今日、日本は建国記念の日。初代天皇である神武天皇が橿原宮で即位し、これをもって、日本が建国されたとされる日である。
その神武天皇の即位から約2700年に渡って続いているとされている我が国日本、そして天皇家。世界最古の国であり、126代に渡り万世一系で続いてきた世界最長の皇室。歴史的実証のない神話の時代を差し引いたとしても単一王朝国家として1400年、100代続いている国。
「だから日本は他の国より優れた国なんだ!特別な国なんだ!」などと言いたい訳ではないが、まぁ特殊な国、special というよりunique な国ではあると思う。
私が現在住んでいるイギリスはというと、建国の歴史は約1000年で、王室もあるが日本のように万世一系で続いてきたわけではなく、フランス系、ドイツ系など王朝が何度も入れ替わっている。
同じように見えても、日本の皇室と英国の王室とはずいぶんその成り立ちが異なっているのだ。

で、今回、私がなぜ日本の皇室やイギリス王室について書いているかというと、今日が建国記念の日だからというのはもちろんなんだけれど、先日から続いている“日本らしさとは何か”という問いを考えるにあたり、日本の皇室のあり方が大きなポイントになると感じたからである。
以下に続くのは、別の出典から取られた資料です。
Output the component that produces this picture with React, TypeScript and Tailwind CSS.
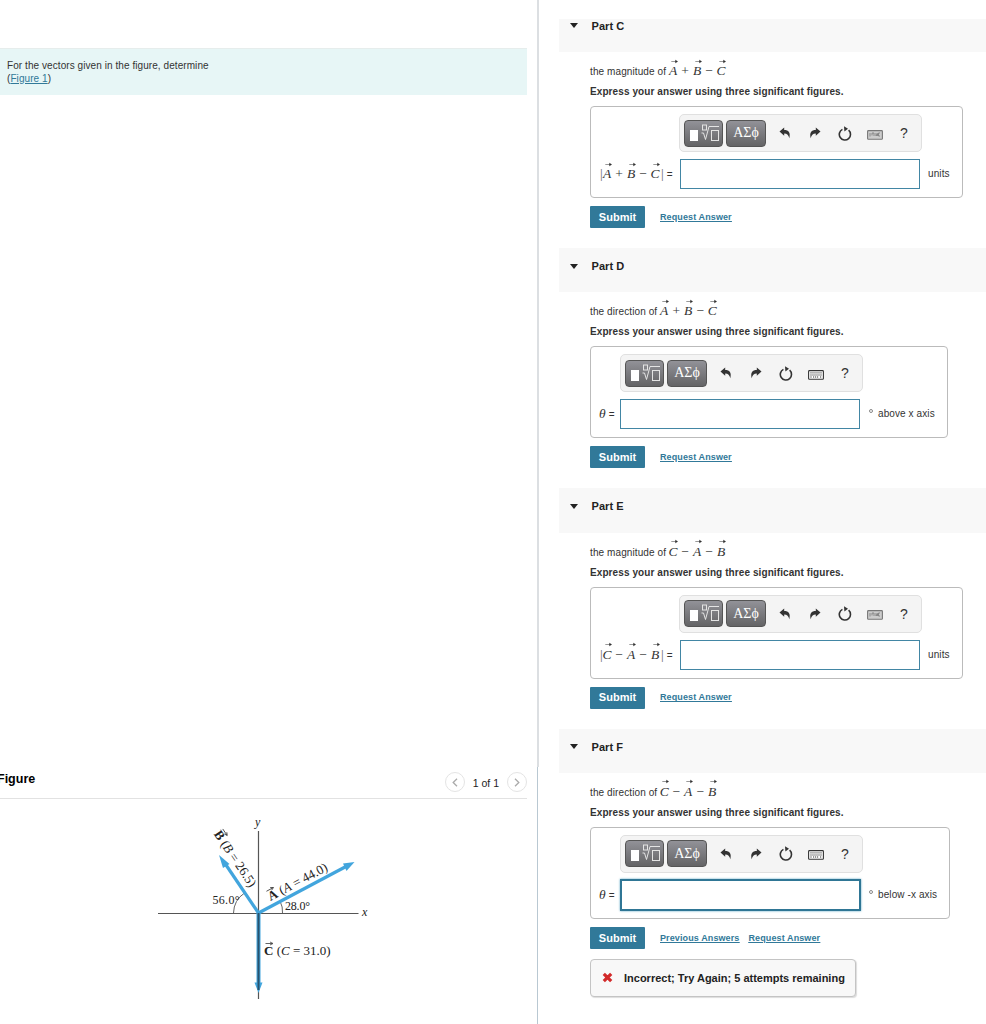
import type { ReactNode } from "react";

type PartProps = {
  title: string;
  kind: "magnitude" | "direction";
  formula: ReactNode;
  suffix: string;
  focused?: boolean;
  blurKeys?: boolean;
  children?: ReactNode;
};

const Vec = ({ children }: { children: string }) => (
  <span className="relative inline-block w-[10px] text-center">
    <i>{children}</i>
    <svg className="absolute -top-[1.5px] left-[3px]" width="7" height="5" viewBox="0 0 7 5">
      <path d="M0.3 2.5H5.5M4.5 1.2L6.6 2.5L4.5 3.8Z" stroke="#333" strokeWidth="0.5" fill="#333" />
    </svg>
  </span>
);

const Op = ({ children }: { children: string }) => (
  <span className="inline-block w-[14px] text-center">{children}</span>
);

const Sum = () => (
  <>
    <Vec>A</Vec>
    <Op>+</Op>
    <Vec>B</Vec>
    <Op>−</Op>
    <Vec>C</Vec>
  </>
);

const Difference = () => (
  <>
    <Vec>C</Vec>
    <Op>−</Op>
    <Vec>A</Vec>
    <Op>−</Op>
    <Vec>B</Vec>
  </>
);

const Toolbar = ({ blurKeys }: { blurKeys?: boolean }) => (
  <div className="flex h-[38px] w-[243px] items-center rounded-[5px] border border-[#e0e0e0] bg-[#f4f4f4] pl-1">
    <button className="flex h-[27px] w-[39px] items-center justify-center rounded-[4px] border border-[#555] bg-gradient-to-b from-[#929298] to-[#646466]">
      <svg width="37" height="25" viewBox="0 0 37 25" fill="none">
        <rect x="5" y="9" width="8" height="11" fill="#fff" />
        <g stroke="#e4e4e4">
          <rect x="17.5" y="4" width="4" height="5" />
          <path d="M16.5 12H18.5L20.5 18.5L24 5.5H34" />
          <rect x="26.5" y="9.5" width="7" height="10" />
        </g>
      </svg>
    </button>
    <button className="ml-[3px] h-[27px] w-[40px] rounded-[4px] border border-[#555] bg-gradient-to-b from-[#929298] to-[#646466] font-['Liberation_Serif',serif] text-[14px] leading-[24px] text-white">
      ΑΣϕ
    </button>
    <svg className="ml-[12.5px]" width="12" height="12" viewBox="0 0 12 12">
      <path d="M0.5 4.5L5.2 0.5V3C9.5 3 11.8 5.5 10.3 11.3C9.6 8.2 8.2 6.5 5.2 6.4V8.8Z" fill="#333" />
    </svg>
    <svg className="ml-[18px]" width="12" height="12" viewBox="0 0 12 12">
      <path d="M11.5 4.5L6.8 0.5V3C2.5 3 0.2 5.5 1.7 11.3C2.4 8.2 3.8 6.5 6.8 6.4V8.8Z" fill="#333" />
    </svg>
    <svg className="ml-[17px]" width="14" height="15" viewBox="0 0 14 15">
      <path d="M10.6 4.2A5.6 5.6 0 1 1 4.4 3.4" fill="none" stroke="#333" strokeWidth="1.6" />
      <path d="M6 0.2L10 2.8L6.4 5.6Z" fill="#333" />
    </svg>
    <svg className="ml-[15px] mt-[3px]" width="16" height="10" viewBox="0 0 16 10">
      <rect x="0.6" y="0.6" width="14.8" height="8.6" rx="0.8" fill={blurKeys ? "#ccc" : "#fff"} stroke={blurKeys ? "#777" : "#333"} strokeWidth="1.1" />
      {blurKeys ? (
        <path d="M3 3V6.5M5 5.5V3H7V6M9 3V6L10.5 3.5V6M13 3H11.5V6H13" fill="none" stroke="#777" strokeWidth="0.8" />
      ) : (
        <path d="M2.4 2.9H13.6M2.4 5H13.6M2.4 7H4M5 7H11M12 7H13.6" stroke="#333" strokeWidth="1" strokeDasharray="1.2 0.8" />
      )}
    </svg>
    <span className="ml-[17.5px] text-[14px] leading-none text-[#333]">?</span>
  </div>
);

const Part = ({ title, kind, formula, suffix, focused, blurKeys, children }: PartProps) => {
  const isMagnitude = kind === "magnitude";

  return (
    <section className="h-[240.33px] shrink-0">
      <header className="flex h-[44.33px] items-start bg-[#f8f8f8] pl-[10.5px] pt-[10px]">
        <svg className="mt-[5.5px]" width="8" height="5" viewBox="0 0 8 5">
          <path d="M0 0H8L4 5Z" fill="#222" />
        </svg>
        <h2 className="ml-[14px] text-[11px] font-bold leading-4 tracking-[0.05px] text-[#222]">{title}</h2>
      </header>
      <div className="pl-[31px] pt-[8px]">
        <p className="flex h-[22px] items-baseline text-[10px] leading-[22px]">
          <span className="tracking-[0.1px]">the {kind} of</span>
          <span className="ml-[2px] whitespace-nowrap font-['Liberation_Serif',serif] text-[13.5px]">{formula}</span>
        </p>
        <p className="mt-[3px] text-[10px] font-bold leading-[14px] tracking-[0.09px]">
          Express your answer using three significant figures.
        </p>
        <div className="mt-[7px] flex">
          <div
            className={
              "flex h-[92px] rounded-[4px] border border-[#bbb] pt-[7px] " + (isMagnitude ? "w-[373px] pl-[9px]" : suffix.startsWith("below") ? "w-[360px] pl-[8px]" : "w-[358px] pl-[8px]")
            }
          >
            <div
              className={
                "flex items-baseline whitespace-nowrap pt-[49px] font-['Liberation_Serif',serif] text-[13.5px] leading-[22px] " +
                (isMagnitude ? "w-[79px]" : "w-[21px]")
              }
            >
              {isMagnitude ? (
                <span>
                  <span className="inline-block w-[2px] text-[#666]">|</span>
                  {formula}
                  <span className="ml-[1px] text-[#666]">|</span>
                </span>
              ) : (
                <i>θ</i>
              )}
              <span className="ml-[3px] font-['Liberation_Sans',sans-serif] text-[10px]">=</span>
            </div>
            <div className="w-[243px] shrink-0">
              <Toolbar blurKeys={blurKeys} />
              <input
                aria-label={title}
                className={
                  focused
                    ? "mt-[6px] block h-[32px] w-[241px] border-2 border-[#2f7695] shadow-[0_0_2px_#5ba4c4] outline-none"
                    : isMagnitude
                      ? "ml-px mt-[7px] block h-[30px] w-[240px] border border-[#4286a4] outline-none"
                      : "mt-[7px] block h-[30px] w-[240px] border border-[#4286a4] outline-none"
                }
              />
            </div>
            <div className="flex whitespace-nowrap pl-[6px] pt-[52px] text-[10px] leading-[16px] tracking-[0.1px]">
              {!isMagnitude && <span className="mr-[5px] mt-[3px] size-[4px] rounded-full border border-[#888]" />}
              {suffix}
            </div>
          </div>
        </div>
        <div className="mt-[8px] flex items-center text-[10px] font-bold">
          <button className="h-[22px] w-[55px] rounded-[1px] bg-[#317999] text-[11px] text-white">Submit</button>
          <div className="ml-[15px] flex gap-[9px] pt-px text-[9px] tracking-[0.11px] text-[#317999] underline">
            {focused && <a>Previous Answers</a>}
            <a>Request Answer</a>
          </div>
        </div>
        {children}
      </div>
    </section>
  );
};

const VectorFigure = () => (
  <svg className="ml-[150px] mt-[11px]" width="230" height="195" viewBox="150 810 230 195" fontFamily="'Liberation Serif', serif" fill="#222">
    {/* axes */}
    <path d="M158 913.5H358.5M258.5 831V999" stroke="#555" strokeWidth="1.2" />
    <text x="255" y="826" fontSize="12" fontStyle="italic">y</text>
    <text x="362" y="916" fontSize="12" fontStyle="italic">x</text>

    {/* angle arcs */}
    <path d="M233.5 913A25 25 0 0 1 244.5 893M280 901Q283 907 282.5 913" fill="none" stroke="#666" />
    <text x="212.5" y="904" fontSize="12" textLength="27">56.0°</text>
    <text x="285" y="910" fontSize="12" textLength="25">28.0°</text>

    {/* vectors */}
    <g stroke="#42a5dd" strokeWidth="3.2" fill="#42a5dd">
      <path d="M258.5 913L224 862" />
      <path d="M258.5 913L346 866.5" />
      <path d="M258.5 913V984" strokeWidth="4" />
      <path d="M219 855L229.5 864L223 868Z" stroke="none" />
      <path d="M354.5 862L343 863.5L346.5 871Z" stroke="none" />
      <path d="M258.5 993L254.5 982.5H262.5Z" stroke="none" />
    </g>
    <path d="M258.5 913V990" stroke="#29536e" strokeWidth="2" />

    {/* labels */}
    <g fontSize="13">
      <g transform="translate(213.5 834) rotate(56)">
        <text><tspan fontWeight="bold">B</tspan> (<tspan fontStyle="italic">B</tspan> = 26.5)</text>
        <path d="M1 -10.5H8M6 -12L9 -10.5L6 -9" fill="none" stroke="#222" strokeWidth="0.7" />
      </g>
      <g transform="translate(270.5 901) rotate(-28)">
        <text><tspan fontWeight="bold">A</tspan> (<tspan fontStyle="italic">A</tspan> = 44.0)</text>
        <path d="M1 -10.5H8M6 -12L9 -10.5L6 -9" fill="none" stroke="#222" strokeWidth="0.7" />
      </g>
      <text x="264" y="955"><tspan fontWeight="bold">C</tspan> (<tspan fontStyle="italic">C</tspan> = 31.0)</text>
      <path d="M265.5 943.5H272M270 942L273 943.5L270 945" fill="none" stroke="#222" strokeWidth="0.7" />
    </g>
  </svg>
);

export default function App() {
  return (
    <div className="flex h-[1024px] w-[986px] overflow-hidden bg-white font-['Liberation_Sans',Arial,sans-serif] text-[#333]">
      <aside className="flex w-[537px] shrink-0 flex-col">
        <div className="mt-[48px] h-[47px] w-[527px] border-t border-[#e6edec] bg-[#e7f6f6] pl-[7px] pt-[11px] text-[10px] leading-[12.5px] tracking-[0.07px]">
          For the vectors given in the figure, determine
          <br />
          (<a className="text-[#317999] underline">Figure 1</a>)
        </div>
        <div className="mt-[672px] flex h-[32px] w-[527px] border-b border-[#e2e2e2]">
          <h2 className="-ml-[3px] pt-[4px] text-[12.5px] font-bold leading-[16px] text-black">Figure</h2>
          <div className="ml-auto flex h-[30px] items-center">
            <button className="flex size-[20px] items-center justify-center rounded-full border border-[#e4e4e4]">
              <svg width="6" height="9" viewBox="0 0 6 9" fill="none"><path d="M5 0.8L1.2 4.5L5 8.2" stroke="#aaa" strokeWidth="1.3" /></svg>
            </button>
            <span className="mx-[8px] pt-[3px] text-[10.5px] text-[#222]">1 of 1</span>
            <button className="flex size-[20px] items-center justify-center rounded-full border border-[#e4e4e4]">
              <svg width="6" height="9" viewBox="0 0 6 9" fill="none"><path d="M1 0.8L4.8 4.5L1 8.2" stroke="#aaa" strokeWidth="1.3" /></svg>
            </button>
          </div>
        </div>
        <VectorFigure />
      </aside>

      <div className="flex w-[2px] shrink-0 flex-col">
        <div className="h-[767px] w-[1.5px] bg-[#dcdfe2]" />
        <div className="w-px flex-1 bg-[#b9c8d2]" />
      </div>

      <main className="ml-[20px] mt-[19px] flex h-[1005px] flex-1 flex-col overflow-hidden">
        <div className="-mt-[11.33px]">
          <Part title="Part C" kind="magnitude" formula={<Sum />} suffix="units" blurKeys />
          <Part title="Part D" kind="direction" formula={<Sum />} suffix="above x axis" />
          <Part title="Part E" kind="magnitude" formula={<Difference />} suffix="units" blurKeys />
          <Part title="Part F" kind="direction" formula={<Difference />} suffix="below -x axis" focused>
            <div className="mt-[10px] flex h-[38px] w-[266px] items-center rounded-[4px] border border-[#c4c4c4] bg-[#f8f8f8] pl-[11px] shadow-[1px_1px_1px_#ddd]">
              <svg width="11" height="11" viewBox="0 0 11 11">
                <path d="M1.8 1.8L9.2 9.2M9.2 1.8L1.8 9.2" stroke="#d22a2a" strokeWidth="3.2" />
              </svg>
              <span className="ml-[11px] whitespace-nowrap pt-px text-[11px] font-bold text-[#222]">
                Incorrect; Try Again; 5 attempts remaining
              </span>
            </div>
          </Part>
        </div>
      </main>
    </div>
  );
}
私は先日のnoteにおいて、「たとえ外国出身で遺伝子的に日本人でなくとも、日本国籍を取得し、日本語を唯一の言語として話し、自らのアイデンティティを日本人として捉えている椎野カロリーナさんが、“日本人”としてミス日本コンテストで優勝したことは受け入れられるべき」といった主旨のことを書いた。ニュースを見て、背景を調べて、私は素直にそう感じた。しかし、天皇家のことを考えたときに、その自分の考えに疑問を抱いたのだった。

それは、もし、仮に椎野カロリーナさんが悠仁親王と結婚するとなった場合(あくまで例え話)には、私はそれを素直に受け止められないだろう、ということに気づいてしまったのだ。
たとえ日本国籍を得て、本人のアイデンティティが日本人であったとしても、やはり彼女に流れる血はウクライナの血であり、日本の血ではなく、それが天皇家の万世一系の中に流れるということは、私の中の理性的な部分ではなく、生理的、本能的な部分において受け入れ難いということだ。
一般人としてなら受け入れられるが、天皇家に関わるとなると拒否反応を起こしてしまう自分自身のその感覚に、ものすごく“日本的”なものを感じた。

万世一系の天皇、とは言いつつも、そもそもが渡来系民族だとか、明治維新で暗殺および入れ替えられたとか、様々な説があるし、本当のところはよくわからない。けれど、そうだということ(万世一系)にされているし、例え確かな証拠がなかろうとも、まぁなんとなくそういうものであろう、と私も信じている。
この“なんとなくそういうもの”という感覚が、私の意思決定や判断基準に、とても大きな影響を及ぼしている。明確な根拠よりも、よっぽど重要なものだと感じている。しかも、当たり前に“そういうもの”としてきたから、そのことに今まで気づくことすらなかったのだ。
皇室の人たちは、私たちと同じ人間であり、神様ではない。例えその祖先が神であったとされていても、今を生きておられる上皇陛下、天皇陛下が人間であることにはなんの疑いも抱いていない。けれど、やはり何かが特別なのだ。何が、と問われれば答えられない。けれど、間違いなく“特別な存在”だと感じている。きっとそれは、私だけでなく多くの日本人がそのように感じているのではないかと思う。
天皇という存在、システム、それは生まれたときから当たり前にそこにあり、彼らは私にとっては当たり前に“特別”なのだ。
だから、一般人では受け入れられることも、天皇家に関わるとなるならば、受け止め方が変わってしまう。そしてそのことに対して、確たる理由を説明できない。ただ“なんとなく”、ダメなものはダメなのだ。

私の言っていることが矛盾でしかないことは、自分でもよくわかっている。けれど、どうにも処理できないこの矛盾、アンビバレントさが、私の中の“日本らしさ”の答えのひとつになりうるのかもしれない、と思った。